Even better, as blockchain and cryptocurrencies become more widespread, use cases such as those in healthcare, logistics, and intellectual property will move forward, and deliver more visible and tangible benefits to broader swaths of the population.

More competitiveness. One of the stories that can fly under the radar whenever blockchain and cryptoassets are brought into the conversation is the simple fact that these technologies represent a competitive advantage to organizations and nations who adopt them. Adoption, however, will require increased clarity and specificity with regards to rules and legal frameworks surrounding blockchain and cryptoassets.

Taking a step back from financial markets for a moment, obtaining higher levels of transparency and traceability, while increasing the privacy of individual transactions, will increase the quality of data and information. The race among states, provinces, and even nations to attract and encourage investment in blockchain and cryptoasset organizations is no accident; the benefits of this technology will continue to accrue to early adopters.

Headlines are what attract attention, but oftentimes lead to more substantive questions and open items that should be addressed.
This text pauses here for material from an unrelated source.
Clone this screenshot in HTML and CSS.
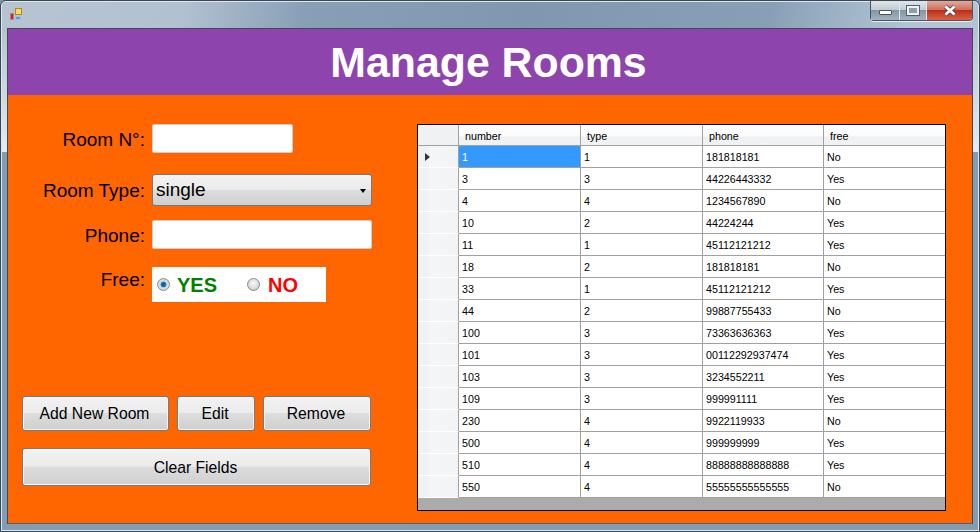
FILE: index.html
```html
<!DOCTYPE html>
<html lang="en">
<head>
<meta charset="utf-8">
<title>Manage Rooms</title>
<link rel="stylesheet" href="styles.css">
</head>
<body>
<div class="window">
  <div class="titlebar">
    <svg class="app-icon" width="14" height="14" viewBox="0 0 14 14">
      <rect x="0.5" y="5.5" width="3" height="6" fill="#c22" stroke="#a88"/>
      <rect x="5.5" y="0.5" width="6" height="6" fill="#fbd95f" stroke="#b8860b"/>
      <rect x="5.5" y="8.5" width="5" height="3" fill="#5b9be8" stroke="#9cc0ee"/>
    </svg>
    <div class="controls">
      <div class="ctl ctl-min"><span class="min-glyph"></span></div>
      <div class="ctl ctl-max"><span class="max-glyph"></span></div>
      <div class="ctl ctl-close">
        <svg width="14" height="11" viewBox="0 0 14 11"><path d="M2.5 1.5 L11.5 9.5 M11.5 1.5 L2.5 9.5" stroke="#4a4a4a" stroke-width="4.4" fill="none"/><path d="M2.5 1.5 L11.5 9.5 M11.5 1.5 L2.5 9.5" stroke="#fff" stroke-width="2.8" fill="none"/></svg>
      </div>
    </div>
  </div>
  <div class="client">
    <header class="banner"><h1>Manage Rooms</h1></header>
    <main class="content">
      <section class="form">
        <div class="fields">
          <div class="row row-room">
            <label class="lbl">Room N°:</label>
            <input class="text text-short" type="text">
          </div>
          <div class="row row-type">
            <label class="lbl">Room Type:</label>
            <div class="combo"><span>single</span><i class="arrow"></i></div>
          </div>
          <div class="row row-phone">
            <label class="lbl">Phone:</label>
            <input class="text" type="text">
          </div>
          <div class="row row-free">
            <label class="lbl lbl-free">Free:</label>
            <div class="radios">
              <span class="radio on"></span><span class="yes">YES</span>
              <span class="radio"></span><span class="no">NO</span>
            </div>
          </div>
        </div>
        <div class="actions">
          <div class="btn-row">
            <button class="btn btn-add">Add New Room</button>
            <button class="btn btn-edit">Edit</button>
            <button class="btn btn-remove">Remove</button>
          </div>
          <button class="btn btn-clear">Clear Fields</button>
        </div>
      </section>
      <section class="grid">
        <table>
          <colgroup><col class="c0"><col class="c1"><col class="c1"><col class="c3"><col class="c4"></colgroup>
          <thead><tr><th class="corner"></th><th>number</th><th>type</th><th>phone</th><th>free</th></tr></thead>
          <tbody>
            <tr class="current"><th class="rh"><i class="marker"></i></th><td class="sel">1</td><td>1</td><td>181818181</td><td>No</td></tr>
            <tr><th class="rh"></th><td>3</td><td>3</td><td>44226443332</td><td>Yes</td></tr>
            <tr><th class="rh"></th><td>4</td><td>4</td><td>1234567890</td><td>No</td></tr>
            <tr><th class="rh"></th><td>10</td><td>2</td><td>44224244</td><td>Yes</td></tr>
            <tr><th class="rh"></th><td>11</td><td>1</td><td>45112121212</td><td>Yes</td></tr>
            <tr><th class="rh"></th><td>18</td><td>2</td><td>181818181</td><td>No</td></tr>
            <tr><th class="rh"></th><td>33</td><td>1</td><td>45112121212</td><td>Yes</td></tr>
            <tr><th class="rh"></th><td>44</td><td>2</td><td>99887755433</td><td>No</td></tr>
            <tr><th class="rh"></th><td>100</td><td>3</td><td>73363636363</td><td>Yes</td></tr>
            <tr><th class="rh"></th><td>101</td><td>3</td><td>00112292937474</td><td>Yes</td></tr>
            <tr><th class="rh"></th><td>103</td><td>3</td><td>3234552211</td><td>Yes</td></tr>
            <tr><th class="rh"></th><td>109</td><td>3</td><td>999991111</td><td>Yes</td></tr>
            <tr><th class="rh"></th><td>230</td><td>4</td><td>9922119933</td><td>No</td></tr>
            <tr><th class="rh"></th><td>500</td><td>4</td><td>999999999</td><td>Yes</td></tr>
            <tr><th class="rh"></th><td>510</td><td>4</td><td>88888888888888</td><td>Yes</td></tr>
            <tr><th class="rh"></th><td>550</td><td>4</td><td>55555555555555</td><td>No</td></tr>
          </tbody>
        </table>
      </section>
    </main>
  </div>
</div>
</body>
</html>
```
FILE: styles.css
```css
* { box-sizing: border-box; }
html, body { margin: 0; padding: 0; }
body {
  width: 980px;
  height: 532px;
  overflow: hidden;
  font-family: "Liberation Sans", Arial, sans-serif;
  color: #000;
  background: #7d96ae;
}
.window {
  width: 980px;
  height: 532px;
  padding: 0 6px 7px;
  border: 1px solid #3c4650;
  border-radius: 6px 6px 0 0;
  box-shadow: inset 0 0 0 1px #dfe7ef;
  background:
    linear-gradient(180deg, transparent 151px, #819db5 151px),
    linear-gradient(180deg, rgba(225, 233, 240, 0) 30px, rgba(232, 238, 243, 0.95) 150px),
    linear-gradient(100deg, #b6c4d2 0, #b2c1d0 180px, #88a0b6 300px, #7f98b0 520px, #88a0b6 760px, #b3c5d4 900px, #b0c2d1 100%);
  display: flex;
  flex-direction: column;
}
.titlebar {
  height: 27px;
  flex: none;
  display: flex;
  justify-content: space-between;
  align-items: flex-start;
}
.app-icon { margin: 7px 0 0 3px; }
.controls {
  display: flex;
  height: 20px;
  margin-right: 0;
  border: 1px solid #48535e;
  border-top: 0;
  border-radius: 0 0 4px 4px;
  box-shadow: 0 1px 0 #e8eef4;
}
.ctl {
  display: flex;
  align-items: center;
  justify-content: center;
  border-left: 1px solid #e2e8ee;
}
.ctl:first-child { border-left: 0; }
.ctl-min, .ctl-max { background: linear-gradient(#dfe5ea 0, #c2ccd5 45%, #8496a6 50%, #a3b2be 100%); }
.ctl-min { width: 28px; align-items: flex-end; padding-bottom: 5px; }
.ctl-max { width: 27px; }
.ctl-close { width: 46px; background: linear-gradient(#e2a89c 0, #d0705c 45%, #b8301c 50%, #cf4a2c 75%, #d6604a 100%); border-radius: 0 0 3px 0; }
.min-glyph { width: 13px; height: 5px; background: #fff; border: 1px solid #4a5560; border-radius: 1px; }
.max-glyph { width: 12px; height: 9px; background: #8e9eac; border: 2px solid #eef1f4; outline: 1px solid #55606b; }

.client {
  flex: 1;
  display: flex;
  flex-direction: column;
  min-height: 0;
  background: #ff6600;
  border: 1px solid #3f4a54;
  border-bottom-color: #55606b;
}
.banner {
  height: 66px;
  flex: none;
  background: #8e44ad;
  text-align: center;
  padding-right: 3px;
}
.banner h1 {
  margin: 0;
  font-size: 42.8px;
  line-height: 66px;
  font-weight: 700;
  color: #fff;
}
.content {
  flex: 1;
  display: flex;
  align-items: flex-start;
  padding: 29px 0 0 13px;
}
.form {
  width: 396px;
  flex: none;
}
.fields {
  display: flex;
  flex-direction: column;
  align-items: stretch;
}
.row {
  display: grid;
  grid-template-columns: 124px auto;
  column-gap: 7px;
  justify-content: start;
  align-items: center;
}
.row-type { margin-top: 21px; }
.row-phone { margin-top: 14px; }
.row-free { margin-top: 18px; align-items: start; }
.lbl {
  font-size: 19px;
  line-height: 20px;
  margin-top: 2px;
  text-align: right;
  white-space: nowrap;
}
.lbl-free { margin-top: 3px; }
.text {
  display: block;
  width: 220px;
  height: 29px;
  padding: 0 3px;
  border: 1px solid #c8ced6;
  border-radius: 2px;
  background: #fff;
  font: 18px "Liberation Sans", Arial, sans-serif;
}
.text-short { width: 141px; }
.combo {
  position: relative;
  width: 220px;
  height: 32px;
  padding-left: 3px;
  border: 1px solid #707a85;
  border-radius: 3px;
  background: linear-gradient(#f2f2f2 0, #ebebeb 48%, #dddddd 50%, #cfcfcf 100%);
  font-size: 19px;
  line-height: 30px;
}
.arrow {
  position: absolute;
  right: 5px;
  top: 14px;
  width: 0;
  height: 0;
  border: 3.5px solid transparent;
  border-top: 4px solid #000;
  border-bottom: 0;
}
.radios {
  display: flex;
  align-items: center;
  width: 174px;
  height: 35px;
  padding-left: 5px;
  background: #fff;
  font-size: 20px;
  font-weight: 700;
}
.radio {
  width: 13px;
  height: 13px;
  flex: none;
  border-radius: 50%;
  border: 1px solid #8d8d8d;
  background: radial-gradient(circle at 50% 40%, #fafafa 0, #dcdcdc 55%, #bbb 100%);
}
.radio.on { background: radial-gradient(circle, #0d4f86 0, #1c7fc4 34%, #d8dde2 42%, #d0d0d0 100%); }
.yes { color: #008000; margin: 1px 31px 0 7px; width: 39px; }
.no { color: #ff0000; margin: 1px 0 0 8px; }

.actions { margin-top: 94px; margin-left: 1px; width: 349px; }
.btn-row { display: flex; gap: 8px; }
.btn {
  display: block;
  height: 35px;
  padding: 0 2px 0 0;
  border: 1px solid #707a85;
  border-radius: 3px;
  background: linear-gradient(#f2f2f2 0, #ebebeb 48%, #dddddd 50%, #cfcfcf 100%);
  box-shadow: inset 0 0 0 1px #fbfbfb;
  font: 15.7px "Liberation Sans", Arial, sans-serif;
  color: #000;
}
.btn-add { width: 147px; }
.btn-edit { width: 78px; }
.btn-remove { width: 108px; }
.btn-clear { width: 349px; height: 38px; margin-top: 17px; padding-top: 2px; }

.grid {
  width: 529px;
  height: 387px;
  flex: none;
  border: 1px solid #000;
  background: #ababab;
}
table {
  border-collapse: separate;
  border-spacing: 0;
  table-layout: fixed;
  width: 527px;
  font-size: 10.7px;
}
.c0 { width: 41px; }
.c1 { width: 122px; }
.c3 { width: 121px; }
.c4 { width: 121px; }
thead th {
  height: 21px;
  padding: 2px 0 0 6px;
  text-align: left;
  font-weight: 400;
  border-right: 1px solid #a0a0a0;
  border-bottom: 1px solid #a0a0a0;
  background: linear-gradient(#fff 0, #fbfbfc 55%, #eff0f2 60%, #f1f2f3 100%);
}
thead th:last-child { border-right: 0; }
thead .corner { background: #f0f1f3; border-right-color: #a0a0a0; padding: 0; }
tbody td {
  height: 22px;
  padding: 0 0 0 3px;
  background: #fff;
  border-right: 1px solid #a0a0a0;
  border-bottom: 1px solid #a0a0a0;
  white-space: nowrap;
  overflow: hidden;
}
tbody td:last-child { border-right: 0; }
tbody td.sel { background: #3399ff; color: #fff; }
.rh {
  position: relative;
  padding: 0;
  border-right: 1px solid #a0a0a0;
  border-bottom: 1px solid #fff;
  background: linear-gradient(90deg, #f0f1f3 0, #f0f1f3 10px, #f5f6f7 12px, #f2f3f4 100%);
}
.marker {
  position: absolute;
  left: 7px;
  top: 7px;
  width: 0;
  height: 0;
  border: 4px solid transparent;
  border-left: 5px solid #333;
  border-right: 0;
}
```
The legal action filed by the SEC against Ripple is certainly something that will have to be closely watched over the coming months and years, but is also indicative of what impacts continued legal ambiguity are having on the sector.

Clear, consistent, and understandable rules are necessary, and these rules are increasingly going to need to be tailored to blockchain and cryptoassets moving forward. Rule-making is almost always messy, but it is an important part of the economic conversation.